When Speckman’s class took the writing exam a few months ago, it wouldn’t save her students’ work. They came in the next day to finish, she said, and their essays were erased. At least five never finished because the program timed out.

Now she worries she could be held accountable for low scores that happened due to a faulty program; Speckman said she has worked hard to teach lessons this year, but it might not show in the results.

Other teachers she’s talked to at her school have said on the science exam students were asked to look at a graphic and answer questions — but there was no picture. Some kids there got locked out of math sections and couldn’t go back to finish.

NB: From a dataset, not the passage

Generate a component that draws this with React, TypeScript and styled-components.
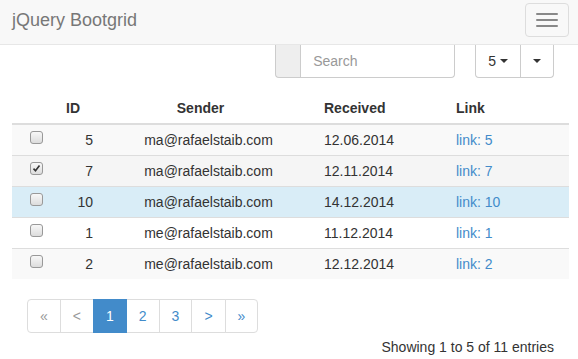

“Teachers take these tests very seriously,” Speckman added. “We use this data. It’s important to us to guide our instruction. … But the idea that we’ve spent so much money on this, I just don’t know what was wrong with SAGE. It’s a huge frustration.”

Additionally, the interruptions are likely to cost the state money, too.

State Superintendent of Public Instruction Sydnee Dickson announced earlier this month that Utah will hire a third party to review the tests, how accurate they are and how much the delay might have impacted scores.

“Unfortunately, the mounting issues with the operating platform created by Questar Assessment bring up many questions that will need to be answered,” she wrote in a letter to teachers and administrators. “We are less confident about overall accountability.”

The board is also expected to weigh its options in its June meeting, added Jones, the deputy superintendent. That could include trying to find another way to end the contract or find a new vendor.

“The extent of it still remains to be seen,” he said, “as broken as it might have been.”

As of this week, nearly 900,000 tests had been submitted in Utah (students often take two or three each year). Roughly 100,000 are still outstanding.